LG: Art and literature can crystallize and really present these types of social issues or personal, human issues in a concise, emotional format that sparks discussion, that inspires people to take a look. I like to call them mini practice lives. At a personal level, this is why I think literature is so great for young people. Every book they read, they’re little practice lives where they don’t have to go out and live every single situation to really be able to imagine it. That’s one of the jobs of an author, to help people decide who they are, decide what they think by giving them these little practice scenarios so they can say, what would I do in that situation?
AS: Being open to other cultures is a major theme of this book.
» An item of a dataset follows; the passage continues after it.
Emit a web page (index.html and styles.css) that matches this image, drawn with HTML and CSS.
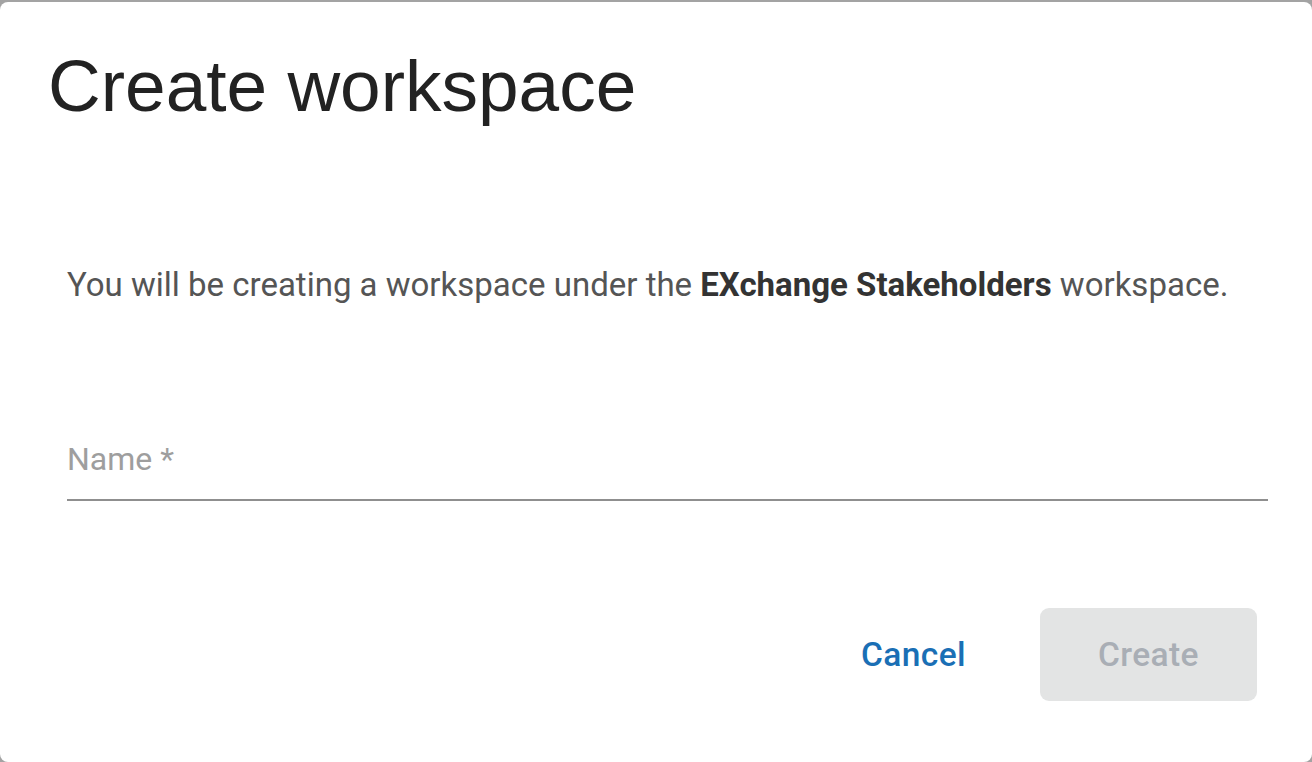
FILE: index.html
```html
<!DOCTYPE html>
<html>
<head>
<meta charset="utf-8">
<link rel="stylesheet" href="styles.css">
</head>
<body>
<div class="dialog">
  <h1 class="title">Create workspace</h1>
  <p class="message">You will be creating a workspace under the <strong>EXchange Stakeholders</strong> workspace.</p>
  <div class="field">
    <div class="label">Name *</div>
    <div class="underline"></div>
  </div>
  <div class="actions">
    <button class="btn btn-text">Cancel</button>
    <button class="btn btn-disabled">Create</button>
  </div>
</div>
</body>
</html>
```
FILE: styles.css
```css
html, body {
  margin: 0;
  padding: 0;
}
body {
  background: #a3a3a3;
  padding-top: 2px;
  width: 1312px;
  height: 762px;
  box-sizing: border-box;
  overflow: hidden;
}
.dialog {
  background: #ffffff;
  height: 760px;
  border-radius: 8px;
  box-sizing: border-box;
  padding: 47px 44px 0 48px;
  display: flex;
  flex-direction: column;
}
.title {
  margin: 0;
  font-family: "Liberation Sans", Arial, sans-serif;
  font-weight: 400;
  font-size: 73px;
  line-height: 73px;
  color: #222222;
}
.message {
  margin: 143px 0 0 19px;
  font-family: Roboto, sans-serif;
  font-size: 33px;
  line-height: 40px;
  color: #555555;
}
.message strong {
  font-weight: 700;
  color: #333333;
}
.field {
  margin: 136px 0 0 19px;
  display: flex;
  flex-direction: column;
}
.label {
  font-family: Roboto, sans-serif;
  font-size: 32px;
  line-height: 36px;
  color: #9e9e9e;
}
.underline {
  margin-top: 22px;
  height: 2px;
  background: #8f8f8f;
}
.actions {
  margin-top: 107px;
  display: flex;
  justify-content: flex-end;
  align-items: center;
  gap: 40px;
  padding-right: 11px;
}
.btn {
  font-family: Roboto, sans-serif;
  font-size: 33.5px;
  font-weight: 500;
  border: none;
  background: none;
  letter-spacing: 0.4px;
}
.btn-text {
  color: #1a6fb5;
  padding: 0 34px;
  height: 93px;
}
.btn-disabled {
  background: #e3e4e4;
  color: #a9aeb5;
  border-radius: 9px;
  width: 217px;
  height: 93px;
}
```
Did that come from personal experience?
LG: I’ve spent a lot of time traveling to other countries. I lived in Japan for a year when I was 16, I lived in Guatemala, I lived in France, and I think living in these different countries and even working with and having friends in different cultures within the United States, that I just spend so much of my life seeing people not get along for reasons that I don’t think are valid for them not to understand each other. I see so many cultural barriers that I think if people could take more time to reflect and more time to get to know each other that we could reduce some of these cultural barriers. That aspect of my experience definitely inspired some of the themes in this novel.
AS: The main character, Giluli, also struggles with issues of loyalty. Is that something that came from your life experience as well?
LG: In my life, sometimes my views didn’t overlap with those of my family or my neighbors or my community, so basing these questions of should I be loyal to everyone? and having that shock when you find out that people you believe in maybe aren’t perfect. I think that’s something that all people go through, where you realize the flaws of your role models and heroes; how do you digest that and how do you decide to whom you should be loyal if these people aren’t perfect?
AS: What is the value of hosting author readings?
LG: It’s hard to describe how wonderful it is to discuss, first of all, your story and second of all, the themes and topics that are important to you with other people…and also to talk about the publishing and writing process.